What are the merger guidelines in the UK?

The Competition and Markets Authority (CMA) controls most mergers in the UK. It ensures that the merger doesn’t affect consumers’ interests and doesn’t significantly reduce competition or lead to pricing monopoly. The CMA issued merger guides, which affect both horizontal and non-horizontal mergers:

What is the difference between a horizontal and a vertical merger?

A vertical merger occurs between the companies selling and buying from each other like manufacturers and retailers. These companies operate at different stages of a production chain opposite to a horizontal merger where both businesses are similar.

A vertical merger usually combines production and supply, e.g. a paper production plant and a publishing house. It makes the business efficient because the company will always have sure access to important items.
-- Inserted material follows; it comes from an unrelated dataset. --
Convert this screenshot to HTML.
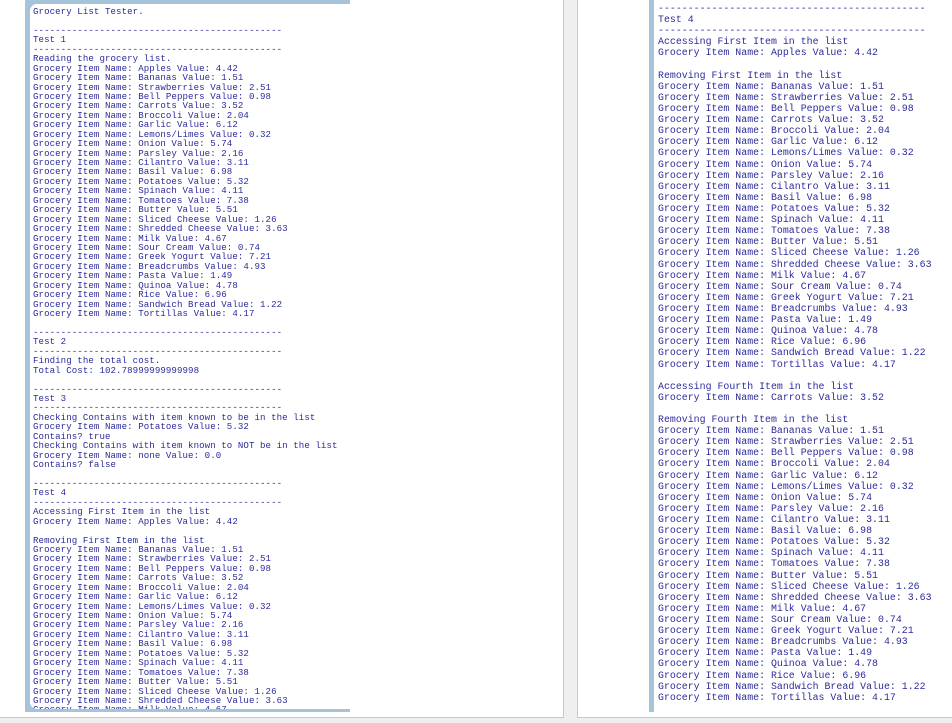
<!DOCTYPE html>
<html><head><meta charset="utf-8"><style>
html,body{margin:0;padding:0;width:952px;height:723px;overflow:hidden;background:#efefef;position:relative}
.pg{position:absolute;top:-2px;background:#fff;border:1px solid #c8c8c8}
.t{position:absolute;margin:0;font-family:"Liberation Mono","Courier New",monospace;color:#2b2b9b;white-space:pre;font-weight:normal}
#L{left:3px;top:3px;font-size:9.1px;line-height:9.44px;letter-spacing:0.08px}
#R{left:658px;top:3px;font-size:9.9px;line-height:11.11px;letter-spacing:0.02px}
</style></head><body>
<div class="pg" style="left:-1px;width:563px;height:718px"></div>
<div class="pg" style="left:577px;width:380px;height:718px"></div>
<div style="position:absolute;left:25px;top:0;width:325px;height:712px;background:#a5c4da"></div>
<div style="position:absolute;left:30px;top:4px;width:320px;height:705px;background:#fff;border-radius:7px 0 0 7px;overflow:hidden">
<pre class="t" id="L">Grocery List Tester.

---------------------------------------------
Test 1
---------------------------------------------
Reading the grocery list.
Grocery Item Name: Apples Value: 4.42
Grocery Item Name: Bananas Value: 1.51
Grocery Item Name: Strawberries Value: 2.51
Grocery Item Name: Bell Peppers Value: 0.98
Grocery Item Name: Carrots Value: 3.52
Grocery Item Name: Broccoli Value: 2.04
Grocery Item Name: Garlic Value: 6.12
Grocery Item Name: Lemons/Limes Value: 0.32
Grocery Item Name: Onion Value: 5.74
Grocery Item Name: Parsley Value: 2.16
Grocery Item Name: Cilantro Value: 3.11
Grocery Item Name: Basil Value: 6.98
Grocery Item Name: Potatoes Value: 5.32
Grocery Item Name: Spinach Value: 4.11
Grocery Item Name: Tomatoes Value: 7.38
Grocery Item Name: Butter Value: 5.51
Grocery Item Name: Sliced Cheese Value: 1.26
Grocery Item Name: Shredded Cheese Value: 3.63
Grocery Item Name: Milk Value: 4.67
Grocery Item Name: Sour Cream Value: 0.74
Grocery Item Name: Greek Yogurt Value: 7.21
Grocery Item Name: Breadcrumbs Value: 4.93
Grocery Item Name: Pasta Value: 1.49
Grocery Item Name: Quinoa Value: 4.78
Grocery Item Name: Rice Value: 6.96
Grocery Item Name: Sandwich Bread Value: 1.22
Grocery Item Name: Tortillas Value: 4.17

---------------------------------------------
Test 2
---------------------------------------------
Finding the total cost.
Total Cost: 102.78999999999998

---------------------------------------------
Test 3
---------------------------------------------
Checking Contains with item known to be in the list
Grocery Item Name: Potatoes Value: 5.32
Contains? true
Checking Contains with item known to NOT be in the list
Grocery Item Name: none Value: 0.0
Contains? false

---------------------------------------------
Test 4
---------------------------------------------
Accessing First Item in the list
Grocery Item Name: Apples Value: 4.42

Removing First Item in the list
Grocery Item Name: Bananas Value: 1.51
Grocery Item Name: Strawberries Value: 2.51
Grocery Item Name: Bell Peppers Value: 0.98
Grocery Item Name: Carrots Value: 3.52
Grocery Item Name: Broccoli Value: 2.04
Grocery Item Name: Garlic Value: 6.12
Grocery Item Name: Lemons/Limes Value: 0.32
Grocery Item Name: Onion Value: 5.74
Grocery Item Name: Parsley Value: 2.16
Grocery Item Name: Cilantro Value: 3.11
Grocery Item Name: Basil Value: 6.98
Grocery Item Name: Potatoes Value: 5.32
Grocery Item Name: Spinach Value: 4.11
Grocery Item Name: Tomatoes Value: 7.38
Grocery Item Name: Butter Value: 5.51
Grocery Item Name: Sliced Cheese Value: 1.26
Grocery Item Name: Shredded Cheese Value: 3.63
Grocery Item Name: Milk Value: 4.67</pre>
</div>
<div style="position:absolute;left:25px;top:709px;width:325px;height:3px;background:#a5c4da"></div>
<div style="position:absolute;left:649px;top:0;width:5px;height:712px;background:#a5c4da"></div>
<pre class="t" id="R">---------------------------------------------
Test 4
---------------------------------------------
Accessing First Item in the list
Grocery Item Name: Apples Value: 4.42

Removing First Item in the list
Grocery Item Name: Bananas Value: 1.51
Grocery Item Name: Strawberries Value: 2.51
Grocery Item Name: Bell Peppers Value: 0.98
Grocery Item Name: Carrots Value: 3.52
Grocery Item Name: Broccoli Value: 2.04
Grocery Item Name: Garlic Value: 6.12
Grocery Item Name: Lemons/Limes Value: 0.32
Grocery Item Name: Onion Value: 5.74
Grocery Item Name: Parsley Value: 2.16
Grocery Item Name: Cilantro Value: 3.11
Grocery Item Name: Basil Value: 6.98
Grocery Item Name: Potatoes Value: 5.32
Grocery Item Name: Spinach Value: 4.11
Grocery Item Name: Tomatoes Value: 7.38
Grocery Item Name: Butter Value: 5.51
Grocery Item Name: Sliced Cheese Value: 1.26
Grocery Item Name: Shredded Cheese Value: 3.63
Grocery Item Name: Milk Value: 4.67
Grocery Item Name: Sour Cream Value: 0.74
Grocery Item Name: Greek Yogurt Value: 7.21
Grocery Item Name: Breadcrumbs Value: 4.93
Grocery Item Name: Pasta Value: 1.49
Grocery Item Name: Quinoa Value: 4.78
Grocery Item Name: Rice Value: 6.96
Grocery Item Name: Sandwich Bread Value: 1.22
Grocery Item Name: Tortillas Value: 4.17

Accessing Fourth Item in the list
Grocery Item Name: Carrots Value: 3.52

Removing Fourth Item in the list
Grocery Item Name: Bananas Value: 1.51
Grocery Item Name: Strawberries Value: 2.51
Grocery Item Name: Bell Peppers Value: 0.98
Grocery Item Name: Broccoli Value: 2.04
Grocery Item Name: Garlic Value: 6.12
Grocery Item Name: Lemons/Limes Value: 0.32
Grocery Item Name: Onion Value: 5.74
Grocery Item Name: Parsley Value: 2.16
Grocery Item Name: Cilantro Value: 3.11
Grocery Item Name: Basil Value: 6.98
Grocery Item Name: Potatoes Value: 5.32
Grocery Item Name: Spinach Value: 4.11
Grocery Item Name: Tomatoes Value: 7.38
Grocery Item Name: Butter Value: 5.51
Grocery Item Name: Sliced Cheese Value: 1.26
Grocery Item Name: Shredded Cheese Value: 3.63
Grocery Item Name: Milk Value: 4.67
Grocery Item Name: Sour Cream Value: 0.74
Grocery Item Name: Greek Yogurt Value: 7.21
Grocery Item Name: Breadcrumbs Value: 4.93
Grocery Item Name: Pasta Value: 1.49
Grocery Item Name: Quinoa Value: 4.78
Grocery Item Name: Rice Value: 6.96
Grocery Item Name: Sandwich Bread Value: 1.22
Grocery Item Name: Tortillas Value: 4.17</pre>
</body></html>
As a side effect, it can make difficult for competitors to obtain the same supplies and to give the merged companies a fair advantage.

Horizontal and vertical merger comparison

Companies in the same stage of production merge horizontally, suppliers and developers merge vertically

Key takeaways

  • Horizontal mergers are possible between companies operating in the same industry and offering the same products or services.
  • One joint company is more efficient than two smaller competitors.
  • The Competition and Markets Authority supervises mergers and issues corresponding guidelines in the UK.
  • Vertical mergers occur between companies form different stages of the supply chain and grow business efficiency by combining supply and development under the same ownership.